Batch Data Export from GridGain to Apache Iceberg on AWS

Vadim Kolodin

Senior Software Engineer

Overview

GridGain offers batch data export/import with the COPY FROM <source> INTO <target> command, which supports a variety of data formats and sources/destinations.

This tutorial explains how to:

Export data from GridGain as an Apache Iceberg table to Amazon services - AWS Glue - and store it in Amazon S3.
- Apache Iceberg is an open table format for huge analytic datasets.
- AWS Glue is a fully managed ETL (extract, transform, and load) service.
Query the exported data using Amazon Athena - an interactive query service that enables analyzing data directly in AWS Glue and Amazon S3 with the standard SQL queries.
Import data from AWS to GridGain.

Prerequisites

Enabled 'gridgain-bulkload' module.
An up and running GridGain node.
A valid AWS account.
Brief knowledge of COPY command.

Prepare AWS environment:

Create AWS access keys.
Create an S3 bucket named s3://iceberg-warehouse-1/. Accept the default values for all settings.
Create an AWS Glue database named gridgain_glue_iceberg.
Create an AWS Athena workgroup named iceberg-workgroup-1, with s3://iceberg-warehouse-1/athena/ as the query result location.

Create Table

Create a simple table in GridGain:

CREATE TABLE cities(id int primary key, city varchar, country varchar, population_est int);

INSERT INTO cities(id, city, country, population_est)
VALUES
(1, 'Tokyo', 'Japan', 37468000),
(2, 'Delhi', 'India', 28514000),
(3, 'Shanghai', 'China', 25582000);

Batch-export the Table to AWS Glue

The AWS Glue data catalog is a persistent technical metadata store.
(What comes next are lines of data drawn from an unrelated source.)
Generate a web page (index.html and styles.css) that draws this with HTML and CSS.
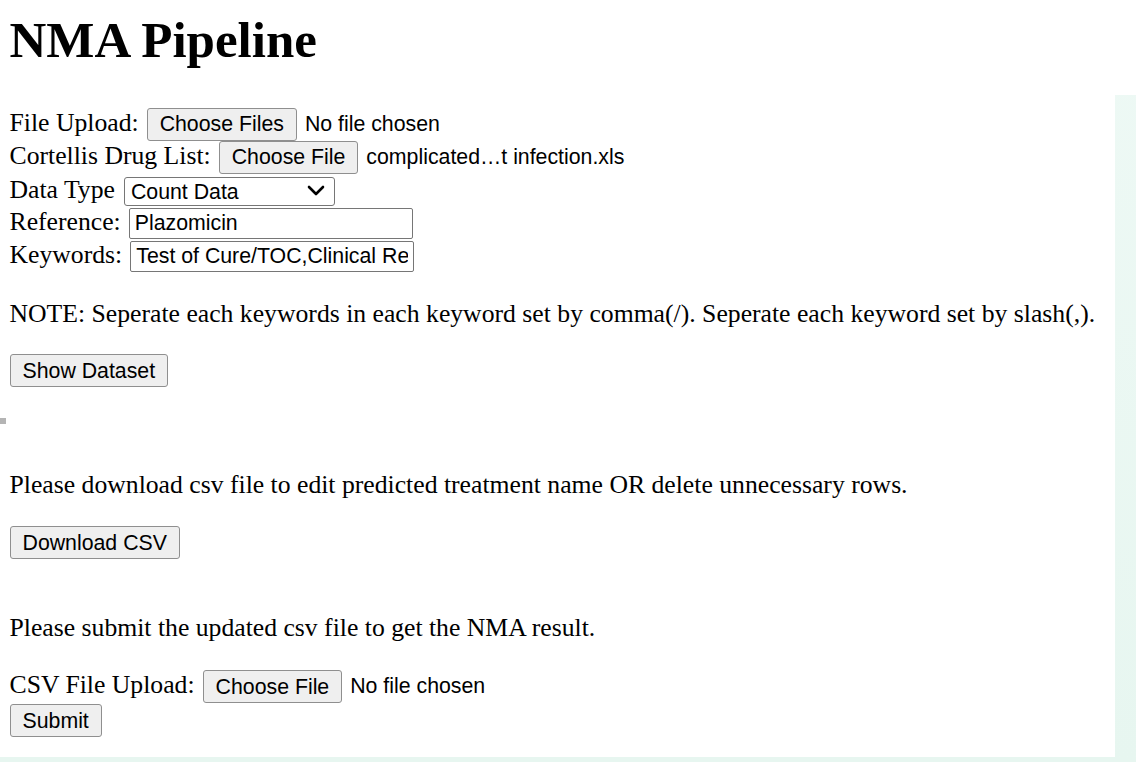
FILE: index.html
```html
<!DOCTYPE html>
<html lang="en">
<head>
<meta charset="utf-8">
<title>NMA Pipeline</title>
<link rel="stylesheet" href="styles.css">
</head>
<body>
<main class="page">
  <h1 class="title">NMA Pipeline</h1>
  <form class="form">
    <div class="row">
      <label class="label">File Upload:</label>
      <span class="file">
        <button type="button" class="btn">Choose Files</button>
        <span class="file-name">No file chosen</span>
      </span>
    </div>
    <div class="row">
      <label class="label">Cortellis Drug List:</label>
      <span class="file">
        <button type="button" class="btn">Choose File</button>
        <span class="file-name">complicated…t infection.xls</span>
      </span>
    </div>
    <div class="row row-select">
      <label class="label label-select">Data Type</label>
      <span class="select">
        <select class="select-input">
          <option>Count Data</option>
        </select>
        <svg class="chevron" viewBox="0 0 18 11" width="18" height="11" aria-hidden="true">
          <path d="M2 2 L9 9 L16 2" fill="none" stroke="#000" stroke-width="2.6" stroke-linecap="round" stroke-linejoin="round"/>
        </svg>
      </span>
    </div>
    <div class="row">
      <label class="label">Reference:</label>
      <input class="text-input" type="text" value="Plazomicin">
    </div>
    <div class="row">
      <label class="label">Keywords:</label>
      <input class="text-input" type="text" value="Test of Cure/TOC,Clinical Response">
    </div>
  </form>

  <p class="text note">NOTE: Seperate each keywords in each keyword set by comma(/). Seperate each keyword set by slash(,).</p>
  <div class="action action-show"><button type="button" class="btn">Show Dataset</button></div>

  <p class="text download-text">Please download csv file to edit predicted treatment name OR delete unnecessary rows.</p>
  <div class="action action-download"><button type="button" class="btn">Download CSV</button></div>

  <p class="text submit-text">Please submit the updated csv file to get the NMA result.</p>
  <div class="row csv-row">
    <label class="label">CSV File Upload:</label>
    <span class="file">
      <button type="button" class="btn">Choose File</button>
      <span class="file-name">No file chosen</span>
    </span>
  </div>
  <div class="action action-submit"><button type="button" class="btn">Submit</button></div>
</main>
<div class="edge-mark"></div>
</body>
</html>
```

FILE: styles.css
```css
html, body {
  margin: 0;
  padding: 0;
}

body {
  width: 1136px;
  height: 762px;
  overflow: hidden;
  position: relative;
  font-family: "Liberation Serif", "Times New Roman", serif;
  font-size: 25.7px;
  color: #000;
  background:
    linear-gradient(to bottom, #ffffff 0, #ffffff 95px, rgba(255,255,255,0) 95px),
    linear-gradient(to bottom, #eef9f5, #e7f6f0);
}

.page {
  display: flow-root;
  box-sizing: border-box;
  width: 1115px;
  height: 757px;
  padding: 11px 0 0 9.5px;
  background: #ffffff;
}

.title {
  margin: 0;
  font-size: 51px;
  line-height: 58px;
  font-weight: bold;
}

.form {
  margin: 38.5px 0 0;
}

.row {
  display: flex;
  align-items: center;
  gap: 8px;
  height: 33px;
}

.row-select {
  gap: 9px;
}

.label {
  white-space: nowrap;
  padding-bottom: 2px;
}

.label-select {
  padding-bottom: 0;
}

.file {
  display: flex;
  align-items: center;
  gap: 8px;
}

.file-name {
  font-family: "Liberation Sans", Arial, sans-serif;
  font-size: 21.3px;
  white-space: nowrap;
  padding-top: 1px;
}

.btn {
  box-sizing: border-box;
  height: 33px;
  margin: 0;
  padding: 2px 12px 0;
  border: 1.5px solid #8f8f8f;
  border-radius: 3px;
  background: #efefef;
  color: #000;
  font-family: "Liberation Sans", Arial, sans-serif;
  font-size: 21.3px;
  line-height: 1;
  white-space: nowrap;
}

.select {
  position: relative;
  display: block;
  width: 211px;
  height: 29px;
}

.select-input {
  -webkit-appearance: none;
  appearance: none;
  box-sizing: border-box;
  width: 100%;
  height: 100%;
  margin: 0;
  padding: 1px 0 0 6px;
  border: 1.5px solid #767676;
  border-radius: 3px;
  background: #fff;
  color: #000;
  font-family: "Liberation Sans", Arial, sans-serif;
  font-size: 21.3px;
}

.chevron {
  position: absolute;
  right: 10px;
  top: 9px;
  pointer-events: none;
}

.text-input {
  box-sizing: border-box;
  width: 284px;
  height: 31px;
  margin: 0;
  padding: 1px 5px 0;
  border: 1.5px solid #767676;
  border-radius: 2px;
  background: #fff;
  color: #000;
  font-family: "Liberation Sans", Arial, sans-serif;
  font-size: 21.3px;
}

.text {
  margin: 0;
  line-height: 29px;
  white-space: nowrap;
}

.note {
  margin-top: 26.2px;
}

.action {
  display: flex;
}

.action-show {
  margin-top: 26.3px;
}

.download-text {
  margin-top: 83px;
}

.action-download {
  margin-top: 27px;
}

.submit-text {
  margin-top: 54.5px;
}

.csv-row {
  margin-top: 27.3px;
}

.action-submit {
  margin-top: 1px;
}

.edge-mark {
  position: absolute;
  left: 0;
  top: 418px;
  width: 6px;
  height: 6px;
  background: #b4b4b4;
}
```
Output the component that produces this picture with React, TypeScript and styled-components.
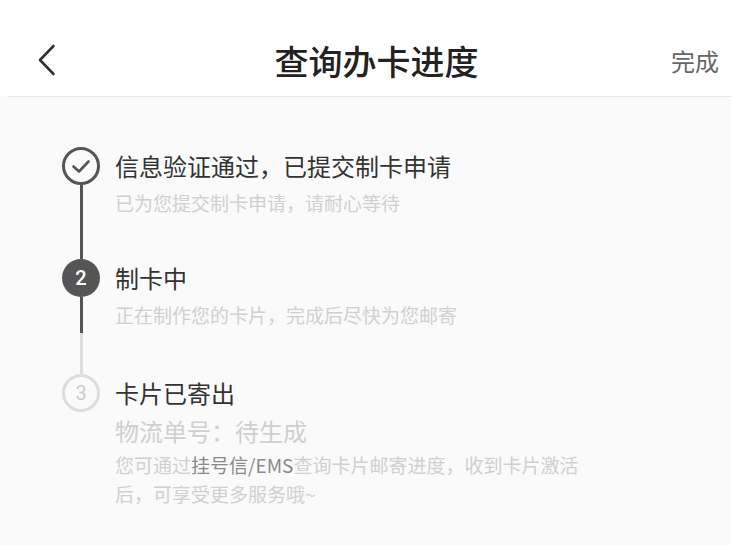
import React from "react";
import styled, { createGlobalStyle, css } from "styled-components";

const GlobalStyle = createGlobalStyle`
  html, body {
    margin: 0;
    padding: 0;
    background: #fafafa;
  }
  body {
    font-family: "Noto Sans CJK SC", "Noto Sans", Roboto, sans-serif;
    -webkit-font-smoothing: antialiased;
  }
  * { box-sizing: border-box; }
`;

const Page = styled.div`
  min-height: 100vh;
  display: flex;
  flex-direction: column;
  background: #fafafa;
`;

const Header = styled.header`
  background: #ffffff;
  padding-top: 24px;
`;

const NavBar = styled.div`
  height: 72px;
  display: grid;
  grid-template-columns: 1fr auto 1fr;
  align-items: center;
`;

const BackButton = styled.button`
  justify-self: start;
  margin-left: 36px;
  padding: 0;
  border: none;
  background: none;
  display: flex;
  align-items: center;
  cursor: pointer;
`;

const Title = styled.h1`
  margin: 0 0 0 22px;
  font-size: 34px;
  font-weight: 500;
  color: #222222;
  letter-spacing: 0;
`;

const DoneButton = styled.button`
  justify-self: end;
  margin-right: 12px;
  padding: 0;
  border: none;
  background: none;
  font-family: inherit;
  font-size: 24px;
  color: #666666;
  cursor: pointer;
`;

const Divider = styled.div`
  height: 1px;
  margin-left: 8px;
  background: #e9e9e9;
`;

const Timeline = styled.ol`
  list-style: none;
  margin: 0;
  padding: 50px 0 0 62px;
`;

const Step = styled.li`
  display: grid;
  grid-template-columns: 38px 1fr;
  column-gap: 15px;
`;

const Rail = styled.div`
  display: flex;
  flex-direction: column;
  align-items: center;
`;

type MarkerState = "done" | "active" | "pending";

const Marker = styled.div<{ $state: MarkerState }>`
  width: 38px;
  height: 38px;
  border-radius: 50%;
  display: flex;
  align-items: center;
  justify-content: center;
  font-family: Roboto, "Noto Sans", sans-serif;
  font-size: 20px;
  font-weight: 500;
  flex: none;
  ${({ $state }) =>
    $state === "done" &&
    css`
      border: 3px solid #555555;
      color: #555555;
    `}
  ${({ $state }) =>
    $state === "active" &&
    css`
      background: #555555;
      color: #ffffff;
    `}
  ${({ $state }) =>
    $state === "pending" &&
    css`
      border: 3px solid #dddddd;
      color: #cccccc;
      font-weight: 400;
    `}
`;

const Connector = styled.div<{ $progress: number }>`
  flex: 1;
  width: 3px;
  background: ${({ $progress }) =>
    `linear-gradient(to bottom, #555555 0, #555555 ${$progress}px, #dddddd ${$progress}px, #dddddd 100%)`};
`;

const Body = styled.div<{ $gap: number }>`
  padding-bottom: ${({ $gap }) => $gap}px;
`;

const StepTitle = styled.div`
  font-size: 24px;
  line-height: 38px;
  color: #333333;
`;

const StepNote = styled.div`
  font-size: 19px;
  line-height: 36px;
  color: #d0d0d0;
`;

const Tracking = styled.div`
  font-size: 24px;
  line-height: 38px;
  color: #cfcfcf;
`;

const Hint = styled.p`
  margin: 0;
  max-width: 474px;
  font-size: 19px;
  line-height: 29px;
  color: #d0d0d0;
`;

const Carrier = styled.b`
  font-weight: 400;
  color: #8a8a8a;
`;

const ChevronLeft = () => (
  <svg width="22" height="34" viewBox="0 0 22 34" fill="none">
    <path
      d="M17.5 3 L4 17 L17.5 31"
      stroke="#333333"
      strokeWidth="2.6"
      strokeLinecap="round"
      strokeLinejoin="round"
    />
  </svg>
);

const CheckMark = () => (
  <svg width="22" height="22" viewBox="0 0 22 22" fill="none">
    <path
      d="M3.5 11.5 L9 16.5 L18.5 6.5"
      stroke="#555555"
      strokeWidth="2.6"
      strokeLinecap="round"
      strokeLinejoin="round"
    />
  </svg>
);

export default function App() {
  return (
    <Page>
      <GlobalStyle />
      <Header>
        <NavBar>
          <BackButton aria-label="返回">
            <ChevronLeft />
          </BackButton>
          <Title>查询办卡进度</Title>
          <DoneButton>完成</DoneButton>
        </NavBar>
      </Header>
      <Divider />
      <Timeline>
        <Step>
          <Rail>
            <Marker $state="done">
              <CheckMark />
            </Marker>
            <Connector $progress={999} />
          </Rail>
          <Body $gap={38}>
            <StepTitle>信息验证通过，已提交制卡申请</StepTitle>
            <StepNote>已为您提交制卡申请，请耐心等待</StepNote>
          </Body>
        </Step>
        <Step>
          <Rail>
            <Marker $state="active">2</Marker>
            <Connector $progress={36} />
          </Rail>
          <Body $gap={41}>
            <StepTitle>制卡中</StepTitle>
            <StepNote>正在制作您的卡片，完成后尽快为您邮寄</StepNote>
          </Body>
        </Step>
        <Step>
          <Rail>
            <Marker $state="pending">3</Marker>
          </Rail>
          <Body $gap={30}>
            <StepTitle>卡片已寄出</StepTitle>
            <Tracking>物流单号：待生成</Tracking>
            <Hint>
              您可通过<Carrier>挂号信/EMS</Carrier>查询卡片邮寄进度，收到卡片激活后，可享受更多服务哦~
            </Hint>
          </Body>
        </Step>
      </Timeline>
    </Page>
  );
}
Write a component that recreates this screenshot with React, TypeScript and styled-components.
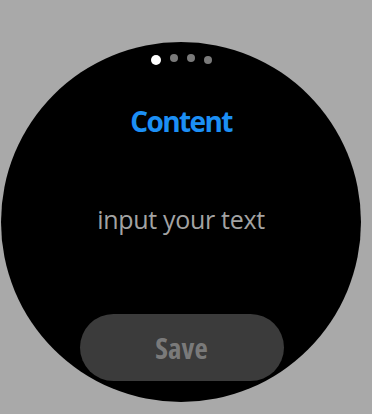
import React from "react";
import styled, { createGlobalStyle } from "styled-components";

const Global = createGlobalStyle`
  html, body {
    margin: 0;
    padding: 0;
    background: #a9a9a9;
  }
  body {
    font-family: "Open Sans", "Noto Sans", sans-serif;
  }
`;

const Page = styled.div`
  width: 372px;
  height: 414px;
  padding: 42px 0 0 1px;
  box-sizing: border-box;
`;

const Watch = styled.div`
  width: 360px;
  height: 360px;
  border-radius: 50%;
  background: #000;
  overflow: hidden;
  display: flex;
  flex-direction: column;
  align-items: center;
`;

const Indicator = styled.div`
  display: flex;
  align-items: flex-start;
  gap: 9px;
  margin-top: 12px;
  margin-left: 1px;
  height: 12px;
`;

const Dot = styled.span<{ $active?: boolean; $drop: number }>`
  display: block;
  width: ${(p) => (p.$active ? 10 : 8)}px;
  height: ${(p) => (p.$active ? 10 : 8)}px;
  border-radius: 50%;
  margin-top: ${(p) => p.$drop}px;
  background: ${(p) => (p.$active ? "#ffffff" : "#7a7a7a")};
`;

const Title = styled.h1`
  margin: 41px 0 0 0;
  font-family: "Open Sans", "Noto Sans", sans-serif;
  font-size: 28px;
  line-height: 29px;
  font-weight: 700;
  font-stretch: 100%;
  letter-spacing: -1.6px;
  color: #1c8ff5;
`;

const Body = styled.p`
  margin: 71px 0 0 0;
  font-size: 25px;
  line-height: 25px;
  font-weight: 400;
  letter-spacing: -0.3px;
  color: #a3a3a3;
`;

const SaveButton = styled.button`
  margin-top: 82px;
  width: 204px;
  height: 67px;
  border: none;
  border-radius: 34px;
  background: #3b3b3b;
  color: #7a7a7a;
  font-family: "Open Sans", "Noto Sans", sans-serif;
  font-size: 29px;
  font-weight: 700;
  font-stretch: 75%;
  padding: 0;
  margin-left: 1px;
`;

export default function App() {
  const dots = [
    { active: true, drop: 1 },
    { active: false, drop: 0 },
    { active: false, drop: 0 },
    { active: false, drop: 2 },
  ];
  return (
    <>
      <Global />
      <Page>
        <Watch>
          <Indicator>
            {dots.map((d, i) => (
              <Dot key={i} $active={d.active} $drop={d.drop} />
            ))}
          </Indicator>
          <Title>Content</Title>
          <Body>input your text</Body>
          <SaveButton>Save</SaveButton>
        </Watch>
      </Page>
    </>
  );
}
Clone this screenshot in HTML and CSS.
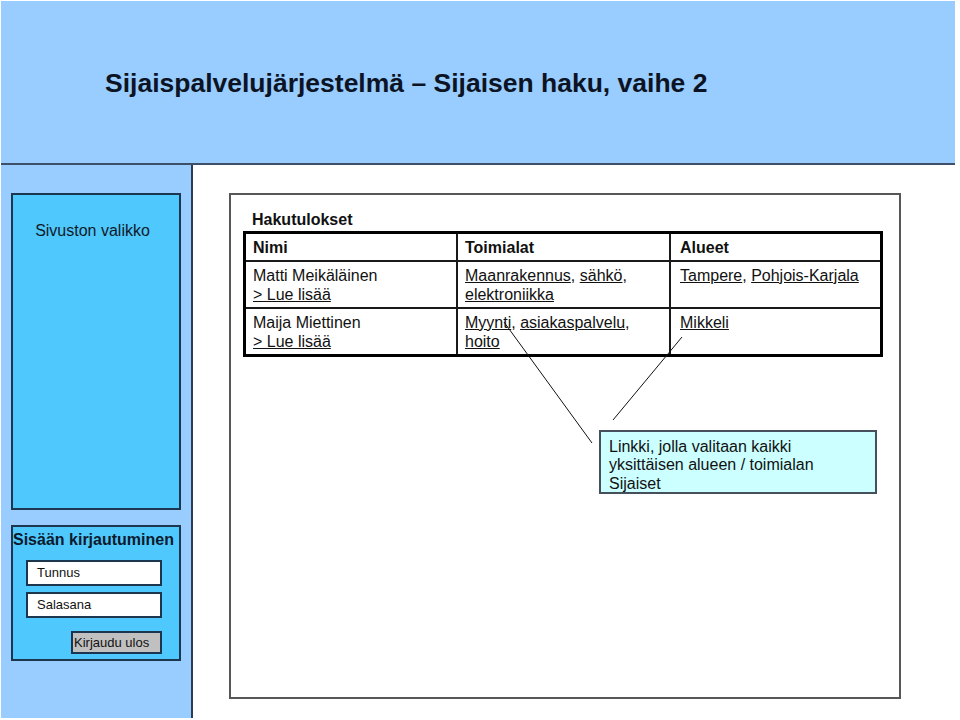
FILE: index.html
```html
<!DOCTYPE html>
<html lang="fi">
<head>
<meta charset="utf-8">
<title>Sijaispalvelujärjestelmä – Sijaisen haku, vaihe 2</title>
<link rel="stylesheet" href="styles.css">
</head>
<body>
<div class="page">
  <header class="header">
    <h1 class="title">Sijaispalvelujärjestelmä – Sijaisen haku, vaihe 2</h1>
  </header>
  <div class="layout">
    <aside class="sidebar">
      <nav class="menu-box">Sivuston valikko</nav>
      <section class="login-box">
        <h2 class="login-title">Sisään kirjautuminen</h2>
        <div class="field">Tunnus</div>
        <div class="field field-second">Salasana</div>
        <div class="button">Kirjaudu ulos</div>
      </section>
    </aside>
    <main class="main">
      <div class="results-box">
        <h3 class="results-title">Hakutulokset</h3>
        <table class="results">
          <colgroup>
            <col class="c1"><col class="c2"><col class="c3">
          </colgroup>
          <thead>
            <tr>
              <th class="col1">Nimi</th>
              <th class="col2">Toimialat</th>
              <th class="col3">Alueet</th>
            </tr>
          </thead>
          <tbody>
            <tr>
              <td class="col1">Matti Meikäläinen<br><a href="#">&gt; Lue lisää</a></td>
              <td class="col2"><a href="#">Maanrakennus</a>, <a href="#">sähkö</a>,<br><a href="#">elektroniikka</a></td>
              <td class="col3"><a href="#">Tampere</a>, <a href="#">Pohjois-Karjala</a></td>
            </tr>
            <tr class="last">
              <td class="col1">Maija Miettinen<br><a href="#">&gt; Lue lisää</a></td>
              <td class="col2"><a href="#">Myynti</a>, <a href="#">asiakaspalvelu</a>,<br><a href="#">hoito</a></td>
              <td class="col3"><a href="#">Mikkeli</a></td>
            </tr>
          </tbody>
        </table>
        <svg class="pointers" width="668" height="502" viewBox="0 0 668 502" aria-hidden="true">
          <line x1="273" y1="127" x2="361" y2="248"/>
          <line x1="451" y1="142" x2="382" y2="225"/>
        </svg>
        <div class="callout">Linkki, jolla valitaan kaikki<br>yksittäisen alueen / toimialan<br>Sijaiset</div>
      </div>
    </main>
  </div>
</div>
</body>
</html>
```

FILE: styles.css
```css
* { box-sizing: border-box; }

html, body {
  margin: 0;
  padding: 0;
  background: #ffffff;
}

body {
  font-family: "Liberation Sans", Arial, sans-serif;
  color: #111111;
}

.page {
  width: 954px;
  height: 717px;
  margin: 1px 0 0 1px;
  display: flex;
  flex-direction: column;
}

.header {
  height: 164px;
  flex: none;
  background: #99ccff;
  border-bottom: 2px solid #3e5068;
  display: flex;
  align-items: center;
  padding-left: 104px;
}

.title {
  margin: 0;
  font-size: 26.5px;
  font-weight: bold;
  color: #0c1424;
  line-height: 30px;
  padding-top: 2px;
}

.layout {
  flex: 1;
  display: flex;
}

.sidebar {
  width: 192px;
  flex: none;
  background: #99ccff;
  border-right: 2px solid #2c3d52;
  padding: 28px 0 0 10px;
  display: flex;
  flex-direction: column;
  gap: 15px;
}

.menu-box {
  width: 170px;
  height: 317px;
  background: #4fc8fd;
  border: 2px solid #1d3650;
  padding: 27px 7px 0 0;
  text-align: center;
  font-size: 16px;
  line-height: 18px;
  color: #0f1a28;
}

.login-box {
  width: 170px;
  height: 136px;
  background: #4fc8fd;
  border: 2px solid #1d3650;
  padding: 4px 0 0 13px;
}

.login-title {
  margin: 0 0 11px -13px;
  padding-right: 6px;
  font-size: 16px;
  line-height: 18px;
  font-weight: bold;
  text-align: center;
  white-space: nowrap;
  color: #0c1a2c;
}

.field {
  width: 136px;
  height: 26px;
  background: #ffffff;
  border: 2px solid #1d3650;
  padding-left: 9px;
  font-size: 13px;
  line-height: 22px;
  color: #111111;
}

.field-second {
  margin-top: 6px;
}

.button {
  width: 91px;
  height: 23px;
  margin: 13px 0 0 45px;
  background: #c0c0c0;
  border: 2px solid #1d3650;
  padding-left: 1px;
  font-size: 13px;
  line-height: 19px;
  color: #111111;
}

.main {
  flex: 1;
  background: #ffffff;
  padding: 28px 0 0 36px;
}

.results-box {
  position: relative;
  width: 672px;
  height: 506px;
  border: 2px solid #575757;
  padding: 16px 16px 0 12px;
}

.results-title {
  margin: 0 0 2px 0;
  padding-left: 9px;
  font-size: 16px;
  line-height: 18px;
  font-weight: bold;
  color: #111111;
}

.results {
  width: 640px;
  table-layout: fixed;
  border-collapse: separate;
  border-spacing: 0;
  border: 3px solid #000000;
}

.c1 { width: 212px; }
.c2 { width: 213px; }
.c3 { width: 209px; }

.results th,
.results td {
  text-align: left;
  vertical-align: top;
  padding: 4px 4px 3px 7px;
  border-right: 2px solid #1a1a1a;
  border-bottom: 2px solid #1a1a1a;
  color: #111111;
  white-space: nowrap;
}

.results th {
  font-size: 16px;
  line-height: 19px;
  font-weight: bold;
}

.results td {
  font-size: 16px;
  line-height: 19px;
  height: 47px;
}

.results th.col3,
.results td.col3 {
  border-right: none;
  padding-left: 9px;
}

.results .last td {
  border-bottom: none;
  height: 45px;
}

.results a {
  color: #111111;
  text-decoration: underline;
}

.pointers {
  position: absolute;
  left: 0;
  top: 0;
}

.pointers line {
  stroke: #111111;
  stroke-width: 1;
}

.callout {
  position: absolute;
  left: 368px;
  top: 235px;
  width: 278px;
  height: 64px;
  background: #ccffff;
  border: 2px solid #46505c;
  padding: 6px 0 0 8px;
  font-size: 16px;
  line-height: 18.4px;
  color: #111111;
}
```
The data is stored in AWS S3.

Command

Export data from the GridGain table to the AWS cloud using the COPY command:

COPY FROM cities(id, city, country, population_est)
INTO 's3://iceberg-warehouse-1/'
FORMAT ICEBERG
PROPERTIES(
    'table-identifier'='gridgain_glue_iceberg.cities',
    'io-impl'='org.apache.iceberg.aws.s3.S3FileIO',
    'catalog-impl'='org.apache.iceberg.aws.glue.GlueCatalog',
    's3.client-region'='eu-east-1',
    's3.access-key-id'='YOUR_ACCESS_KEY',
    's3.secret-access-key'='YOUR_SECRET_KEY'
);

AWS-specific properties:

The AWS Client region requires s3.client-region to be explicitly passed as an export property.
The AWS Client credentials can be defined as:
- Bulk export properties s3.access-key-id, s3.secret-access-key, and s3.session-token.
- Environment variables AWS_ACCESS_KEY_ID, AWS_SECRET_ACCESS_KEY, and AWS_SESSION_TOKEN.
- Java system properties aws.accessKeyId, aws.secretKey, and aws.sessionToken.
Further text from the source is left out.